Repeat all the material exactly; pictures stay out of your copy.

◆ Supplied data

<<<<

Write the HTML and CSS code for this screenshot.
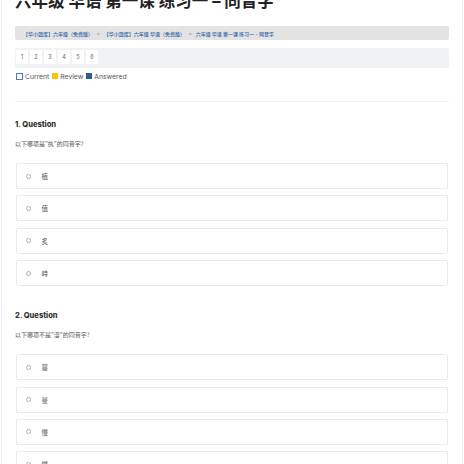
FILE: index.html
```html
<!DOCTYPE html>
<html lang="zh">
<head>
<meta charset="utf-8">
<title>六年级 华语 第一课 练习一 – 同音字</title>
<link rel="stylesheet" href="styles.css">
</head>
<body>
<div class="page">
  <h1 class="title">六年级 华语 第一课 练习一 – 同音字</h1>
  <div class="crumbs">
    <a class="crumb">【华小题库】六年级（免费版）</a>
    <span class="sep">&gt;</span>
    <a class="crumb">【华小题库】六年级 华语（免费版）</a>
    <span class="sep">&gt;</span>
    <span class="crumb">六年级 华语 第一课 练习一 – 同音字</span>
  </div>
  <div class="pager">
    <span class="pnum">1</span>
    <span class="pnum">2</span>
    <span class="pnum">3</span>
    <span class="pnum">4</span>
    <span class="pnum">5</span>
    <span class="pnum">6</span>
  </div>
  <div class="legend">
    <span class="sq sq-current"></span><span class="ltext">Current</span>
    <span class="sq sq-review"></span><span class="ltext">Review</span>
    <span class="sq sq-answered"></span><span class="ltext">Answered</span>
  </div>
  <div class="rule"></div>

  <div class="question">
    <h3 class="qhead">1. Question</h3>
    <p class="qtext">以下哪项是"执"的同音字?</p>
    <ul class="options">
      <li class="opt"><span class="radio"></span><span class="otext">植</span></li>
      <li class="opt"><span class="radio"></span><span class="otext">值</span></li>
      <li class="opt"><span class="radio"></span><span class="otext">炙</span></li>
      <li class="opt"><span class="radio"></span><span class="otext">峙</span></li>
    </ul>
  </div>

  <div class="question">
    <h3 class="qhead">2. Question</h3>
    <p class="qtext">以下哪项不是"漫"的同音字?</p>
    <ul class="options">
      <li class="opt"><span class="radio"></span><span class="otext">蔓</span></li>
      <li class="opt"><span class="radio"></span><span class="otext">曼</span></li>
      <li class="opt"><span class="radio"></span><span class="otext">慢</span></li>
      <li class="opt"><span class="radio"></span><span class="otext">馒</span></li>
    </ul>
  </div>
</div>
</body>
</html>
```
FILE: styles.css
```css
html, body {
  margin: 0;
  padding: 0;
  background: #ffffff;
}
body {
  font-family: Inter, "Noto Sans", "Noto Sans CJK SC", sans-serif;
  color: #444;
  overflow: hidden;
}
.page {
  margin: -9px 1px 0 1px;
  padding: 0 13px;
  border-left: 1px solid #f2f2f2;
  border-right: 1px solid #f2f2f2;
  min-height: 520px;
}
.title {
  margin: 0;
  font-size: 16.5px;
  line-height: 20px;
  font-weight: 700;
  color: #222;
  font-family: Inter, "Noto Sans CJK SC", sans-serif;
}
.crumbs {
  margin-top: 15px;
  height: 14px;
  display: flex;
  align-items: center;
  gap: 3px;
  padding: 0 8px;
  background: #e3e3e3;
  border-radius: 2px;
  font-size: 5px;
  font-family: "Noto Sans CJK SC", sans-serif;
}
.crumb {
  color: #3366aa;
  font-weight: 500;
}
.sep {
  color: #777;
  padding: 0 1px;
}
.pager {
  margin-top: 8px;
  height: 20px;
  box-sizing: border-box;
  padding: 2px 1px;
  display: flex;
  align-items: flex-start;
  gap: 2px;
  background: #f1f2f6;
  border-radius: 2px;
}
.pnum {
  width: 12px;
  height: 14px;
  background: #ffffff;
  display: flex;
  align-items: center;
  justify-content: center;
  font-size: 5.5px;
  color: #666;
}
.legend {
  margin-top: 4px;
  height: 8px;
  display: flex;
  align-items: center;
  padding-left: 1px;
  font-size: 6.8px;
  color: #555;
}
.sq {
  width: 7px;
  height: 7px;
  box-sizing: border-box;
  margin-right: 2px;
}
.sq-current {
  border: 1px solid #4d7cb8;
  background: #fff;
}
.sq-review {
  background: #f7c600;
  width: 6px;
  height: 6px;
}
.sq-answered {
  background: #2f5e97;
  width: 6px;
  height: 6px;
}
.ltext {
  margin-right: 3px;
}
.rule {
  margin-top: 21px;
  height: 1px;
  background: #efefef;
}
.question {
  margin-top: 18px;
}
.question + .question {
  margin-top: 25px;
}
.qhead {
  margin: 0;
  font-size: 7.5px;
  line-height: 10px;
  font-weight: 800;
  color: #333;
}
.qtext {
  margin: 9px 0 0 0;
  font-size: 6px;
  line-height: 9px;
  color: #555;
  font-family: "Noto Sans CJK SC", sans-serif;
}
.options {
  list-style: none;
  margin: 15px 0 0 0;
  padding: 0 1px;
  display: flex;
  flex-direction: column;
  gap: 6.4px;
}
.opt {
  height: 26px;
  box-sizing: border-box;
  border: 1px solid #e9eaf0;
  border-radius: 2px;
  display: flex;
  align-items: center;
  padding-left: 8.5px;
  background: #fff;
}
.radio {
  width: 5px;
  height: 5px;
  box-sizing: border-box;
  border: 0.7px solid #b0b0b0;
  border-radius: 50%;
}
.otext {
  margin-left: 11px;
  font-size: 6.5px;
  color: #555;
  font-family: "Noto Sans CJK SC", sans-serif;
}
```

>>>>

◆ Exercise output
Write the HTML and CSS code for this screenshot.
FILE: index.html
```html
<!DOCTYPE html>
<html lang="zh">
<head>
<meta charset="utf-8">
<title>六年级 华语 第一课 练习一 – 同音字</title>
<link rel="stylesheet" href="styles.css">
</head>
<body>
<div class="page">
  <h1 class="title">六年级 华语 第一课 练习一 – 同音字</h1>
  <div class="crumbs">
    <a class="crumb">【华小题库】六年级（免费版）</a>
    <span class="sep">&gt;</span>
    <a class="crumb">【华小题库】六年级 华语（免费版）</a>
    <span class="sep">&gt;</span>
    <span class="crumb">六年级 华语 第一课 练习一 – 同音字</span>
  </div>
  <div class="pager">
    <span class="pnum">1</span>
    <span class="pnum">2</span>
    <span class="pnum">3</span>
    <span class="pnum">4</span>
    <span class="pnum">5</span>
    <span class="pnum">6</span>
  </div>
  <div class="legend">
    <span class="sq sq-current"></span><span class="ltext">Current</span>
    <span class="sq sq-review"></span><span class="ltext">Review</span>
    <span class="sq sq-answered"></span><span class="ltext">Answered</span>
  </div>
  <div class="rule"></div>

  <div class="question">
    <h3 class="qhead">1. Question</h3>
    <p class="qtext">以下哪项是"执"的同音字?</p>
    <ul class="options">
      <li class="opt"><span class="radio"></span><span class="otext">植</span></li>
      <li class="opt"><span class="radio"></span><span class="otext">值</span></li>
      <li class="opt"><span class="radio"></span><span class="otext">炙</span></li>
      <li class="opt"><span class="radio"></span><span class="otext">峙</span></li>
    </ul>
  </div>

  <div class="question">
    <h3 class="qhead">2. Question</h3>
    <p class="qtext">以下哪项不是"漫"的同音字?</p>
    <ul class="options">
      <li class="opt"><span class="radio"></span><span class="otext">蔓</span></li>
      <li class="opt"><span class="radio"></span><span class="otext">曼</span></li>
      <li class="opt"><span class="radio"></span><span class="otext">慢</span></li>
      <li class="opt"><span class="radio"></span><span class="otext">馒</span></li>
    </ul>
  </div>
</div>
</body>
</html>
```
FILE: styles.css
```css
html, body {
  margin: 0;
  padding: 0;
  background: #ffffff;
}
body {
  font-family: Inter, "Noto Sans", "Noto Sans CJK SC", sans-serif;
  color: #444;
  overflow: hidden;
}
.page {
  margin: -9px 1px 0 1px;
  padding: 0 13px;
  border-left: 1px solid #f2f2f2;
  border-right: 1px solid #f2f2f2;
  min-height: 520px;
}
.title {
  margin: 0;
  font-size: 16.5px;
  line-height: 20px;
  font-weight: 700;
  color: #222;
  font-family: Inter, "Noto Sans CJK SC", sans-serif;
}
.crumbs {
  margin-top: 15px;
  height: 14px;
  display: flex;
  align-items: center;
  gap: 3px;
  padding: 0 8px;
  background: #e3e3e3;
  border-radius: 2px;
  font-size: 5px;
  font-family: "Noto Sans CJK SC", sans-serif;
}
.crumb {
  color: #3366aa;
  font-weight: 500;
}
.sep {
  color: #777;
  padding: 0 1px;
}
.pager {
  margin-top: 8px;
  height: 20px;
  box-sizing: border-box;
  padding: 2px 1px;
  display: flex;
  align-items: flex-start;
  gap: 2px;
  background: #f1f2f6;
  border-radius: 2px;
}
.pnum {
  width: 12px;
  height: 14px;
  background: #ffffff;
  display: flex;
  align-items: center;
  justify-content: center;
  font-size: 5.5px;
  color: #666;
}
.legend {
  margin-top: 4px;
  height: 8px;
  display: flex;
  align-items: center;
  padding-left: 1px;
  font-size: 6.8px;
  color: #555;
}
.sq {
  width: 7px;
  height: 7px;
  box-sizing: border-box;
  margin-right: 2px;
}
.sq-current {
  border: 1px solid #4d7cb8;
  background: #fff;
}
.sq-review {
  background: #f7c600;
  width: 6px;
  height: 6px;
}
.sq-answered {
  background: #2f5e97;
  width: 6px;
  height: 6px;
}
.ltext {
  margin-right: 3px;
}
.rule {
  margin-top: 21px;
  height: 1px;
  background: #efefef;
}
.question {
  margin-top: 18px;
}
.question + .question {
  margin-top: 25px;
}
.qhead {
  margin: 0;
  font-size: 7.5px;
  line-height: 10px;
  font-weight: 800;
  color: #333;
}
.qtext {
  margin: 9px 0 0 0;
  font-size: 6px;
  line-height: 9px;
  color: #555;
  font-family: "Noto Sans CJK SC", sans-serif;
}
.options {
  list-style: none;
  margin: 15px 0 0 0;
  padding: 0 1px;
  display: flex;
  flex-direction: column;
  gap: 6.4px;
}
.opt {
  height: 26px;
  box-sizing: border-box;
  border: 1px solid #e9eaf0;
  border-radius: 2px;
  display: flex;
  align-items: center;
  padding-left: 8.5px;
  background: #fff;
}
.radio {
  width: 5px;
  height: 5px;
  box-sizing: border-box;
  border: 0.7px solid #b0b0b0;
  border-radius: 50%;
}
.otext {
  margin-left: 11px;
  font-size: 6.5px;
  color: #555;
  font-family: "Noto Sans CJK SC", sans-serif;
}
```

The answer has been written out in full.